We have three major Supreme Court races this year in Michigan. One is open seat. Justice Marilyn Kelly is retiring. One of the other seats is held by an incumbent, Justice Stephen Markman. The other is a quasi-incumbent in longtime judge Brian Zahra. Zahra was appointed by Rick Snyder to replace Justice Maura Corrigan, who stepped down to head Michigan Department of Community Health.
The dems are nominating three people for SCOTUS this year. One of them has never held any judicial position. Bridget Mary McCormack. So far she's had the most active campaign on the dem side. She's running for the open seat. Her top qualification is that she has an Irish sounding name. That ain't nice, but I'm sure that was a reason for the nomination. She's the dean of clinical affairs at UM Law School. She's also tied to the Michigan Innocence Project, which is something which really does gain a lot of respect from me, because I don't think enough is done with wrongful convictions. That's the main reason I oppose the death penalty. I think McCormack should be commended for that work. Clinics are important, helpful, and do a lot for society. We're not electing a statewide clinic coordinator. This doesn't qualify her to be a Supreme Court Justice. Her judicial experience is zero.

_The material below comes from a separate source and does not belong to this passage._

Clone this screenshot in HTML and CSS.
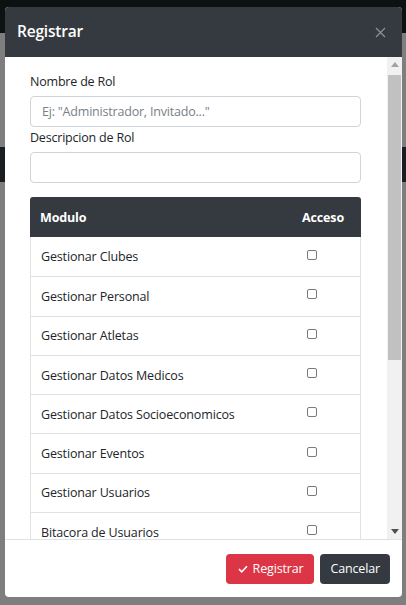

Compare the others. Incumbents.
Markman - Formerly on Appeals Court. Assistant US AG, Federal Prosecutor, Private practice.

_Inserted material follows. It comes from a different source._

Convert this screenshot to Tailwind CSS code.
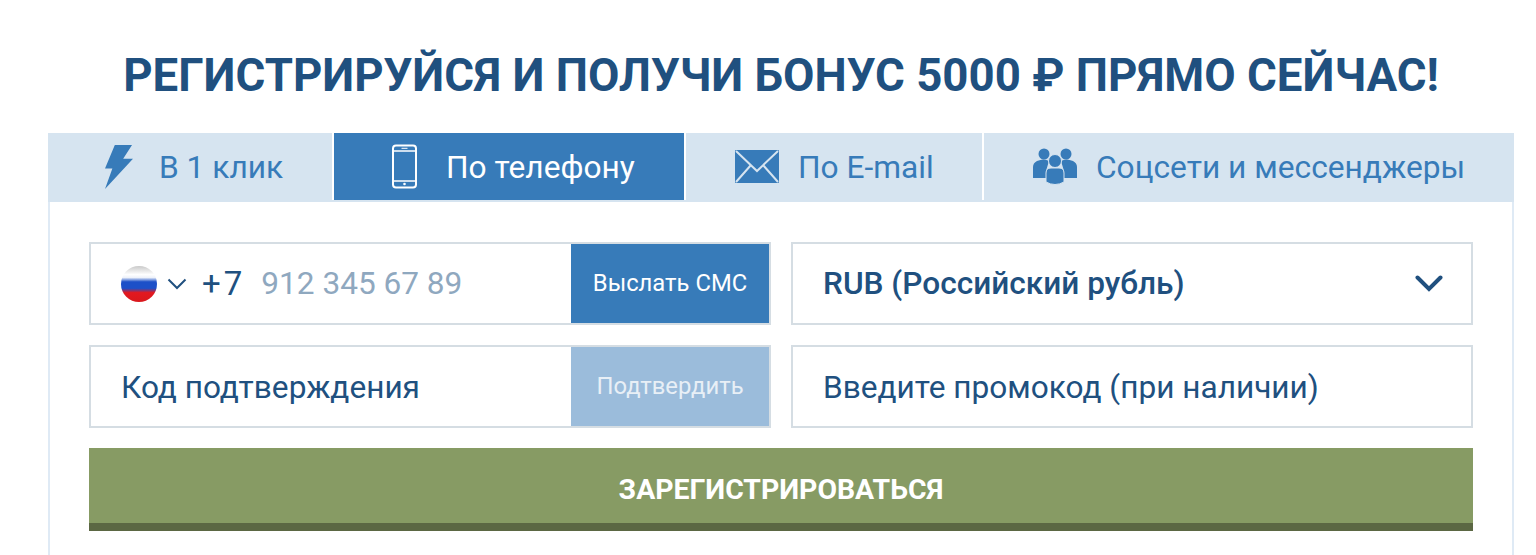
<!DOCTYPE html>
<html lang="ru">

<head>
    <meta charset="UTF-8">
    <title>Регистрация</title>
    <script src="https://cdn.jsdelivr.net/npm/@tailwindcss/browser@4"></script>
</head>

<body class="bg-white h-[555px] overflow-hidden font-['Roboto',sans-serif] text-[#20507f]">
    <div class="pl-[48px] pr-[22px]">
        <h1 class="h-[133px] pt-[47px] text-center font-bold text-[45.6px] leading-[58px] whitespace-nowrap">
            РЕГИСТРИРУЙСЯ И ПОЛУЧИ БОНУС 5000 ₽ ПРЯМО СЕЙЧАС!
        </h1>

        <!-- tabs -->
        <div class="flex h-[69px] bg-[#d6e4f0] text-[31.7px] text-[#377bb9]">
            <div class="w-[284px] h-[67px] flex items-center pl-[57px] gap-[26px]">
                <svg width="28" height="44" viewBox="0 0 57 128" preserveAspectRatio="none" fill="#377bb9">
                    <path d="M20 0H55L37 40H57L0 128L15 68H0Z" />
                </svg>
                <span class="pt-[3px]">В 1 клик</span>
            </div>
            <div class="w-[2px] h-[67px] bg-white"></div>
            <div class="w-[350px] h-[67px] bg-[#377bb9] text-white flex items-center pl-[57px] gap-[28px]">
                <svg width="27" height="45" viewBox="0 0 26 45" fill="none" stroke="#fff">
                    <rect x="1.500" y="1.500" width="23" height="42" rx="3" stroke-width="2" />
                    <path d="M2 7h22M2 37h22" stroke-width="1.500" />
                    <path d="M10 4.300h6" stroke-width="1" />
                    <circle cx="13" cy="40" r="1.300" fill="#fff" stroke="none" />
                </svg>
                <span class="pt-[3px]">По телефону</span>
            </div>
            <div class="w-[2px] h-[67px] bg-white"></div>
            <div class="w-[296px] h-[67px] flex items-center pl-[49px] gap-[19px]">
                <svg width="44" height="33" viewBox="0 0 44 33">
                    <rect width="44" height="33" rx="1" fill="#377bb9" />
                    <path d="M1 1l21 20L43 1M1 32l15-17M43 32L28 15" fill="none" stroke="#d6e4f0" stroke-width="2" />
                </svg>
                <span class="pt-[3px]">По E-mail</span>
            </div>
            <div class="w-[2px] h-[67px] bg-white"></div>
            <div class="flex-1 h-[67px] flex items-center pl-[49px] gap-[19px]">
                <svg width="44" height="37" viewBox="0 0 44 37" fill="#377bb9">
                    <circle cx="11" cy="6" r="5.500" />
                    <circle cx="33" cy="6" r="5.500" />
                    <path d="M4 13q7-3 12 0l-3 10v7H0V19q0-4 4-6zM40 13q-7-3-12 0l3 10v7h13V19q0-4-4-6z" />
                    <circle cx="22" cy="13" r="6.500" stroke="#d6e4f0" />
                    <path d="M13 25q0-5 5-5h8q5 0 5 5v9q-9 5-18 0z" stroke="#d6e4f0" />
                </svg>
                <span class="pt-[3px]">Соцсети и мессенджеры</span>
            </div>
        </div>

        <!-- form -->
        <div class="border-x-2 border-[#dfeaf5] h-[353px] pt-[40px] px-[39px]">
            <div class="grid grid-cols-2 gap-[20px] text-[31.6px]">
                <div class="h-[83px] border-2 border-[#d5dde3] flex items-center">
                    <div class="flex-1 flex items-center pl-[30px]">
                        <div class="w-[36px] h-[36px] rounded-full blur-[0.5px] bg-[linear-gradient(#c9c9c9_0%,#fff_24%,#eef2fa_32%,#1d50c8_44%,#1d50c8_62%,#e3191f_74%,#d9181d_100%)]"></div>
                        <svg class="ml-[10px]" width="20" height="12" viewBox="0 0 20 12" fill="none" stroke="#20507f" stroke-width="2">
                            <path d="M1.500 1.500l8.500 8.500 8.500-8.500" />
                        </svg>
                        <span class="ml-[15px] pt-[1px] text-[33px] tracking-[3px]">+7</span>
                        <span class="ml-[16px] pt-[1px] text-[#8fa8bf]">912 345 67 89</span>
                    </div>
                    <div class="w-[198px] h-full bg-[#377bb9] text-white text-[23.8px] flex items-center justify-center">Выслать СМС</div>
                </div>
                <div class="h-[83px] border-2 border-[#d5dde3] flex items-center justify-between pl-[30px] pr-[28px]">
                    <span class="pt-[1px] font-medium">RUB (Российский рубль)</span>
                    <svg width="28" height="17" viewBox="0 0 28 17" fill="none" stroke="#20507f" stroke-width="4" stroke-linecap="round">
                        <path d="M2.500 2.500l11.500 11.500L25.500 2.500" />
                    </svg>
                </div>
                <div class="h-[83px] border-2 border-[#d5dde3] flex items-center">
                    <div class="flex-1 pl-[30px] pt-[2px]">Код подтверждения</div>
                    <div class="w-[198px] h-full bg-[#9bbcdb] text-[#e8eff6] text-[23.8px] flex items-center justify-center">Подтвердить</div>
                </div>
                <div class="h-[83px] border-2 border-[#d5dde3] flex items-center pl-[30px] pt-[2px]">Введите промокод (при наличии)</div>
            </div>
            <button class="mt-[20px] w-full h-[83px] pt-[10px] bg-[#879b64] border-b-8 border-[#5b6743] text-white font-bold text-[28.4px]">ЗАРЕГИСТРИРОВАТЬСЯ</button>
        </div>
    </div>
</body>

</html>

Zahra - Formerly Appeals and Circuit Judge (at least 15 years), private practice.
Open Seat - Either:
Colleen O'Brien (whom I support) - 14 years judicial experience, private practice.
Jane Markey - 22 years judicial experience, private practice. While I support O'Brien, Markey would not be a bad pick.
There's no comparison. A Judge's job is to be the umpire, calling balls and strikes. The strike zone should be fair, and the merits of the case and proper procedure work should decide the cases. Justices of the Supreme Court should be the best of the best. Experience matters. Because I know a bit about Campaign Finance Laws, it doesn't mean I'm qualified to be Dean of the Political Science Department at Michigan State. My main experience is in a narrow field. I'm very good in that field. That doesn't mean I'm ready to take over the entire department at the best school in the state. More importantly, I don't have any teaching experience. That's important. That's what the dems are expecting us to accept with McCormack. Does she have the grasp of rules, procedures - in ALL aspects of law, evidential hearings, probate matters, contracts, and other, especially non criminal law related fields? What's the learning curve going to be?
For Michigan's Supreme Court, we don't need a major learning curve. We have two candidates running on the Republican side who both have judicial experience. Trial Court experience. If McCormack wants to be a judge, she should start with Washtenaw County District or Circuit Court, not the highest court in the land.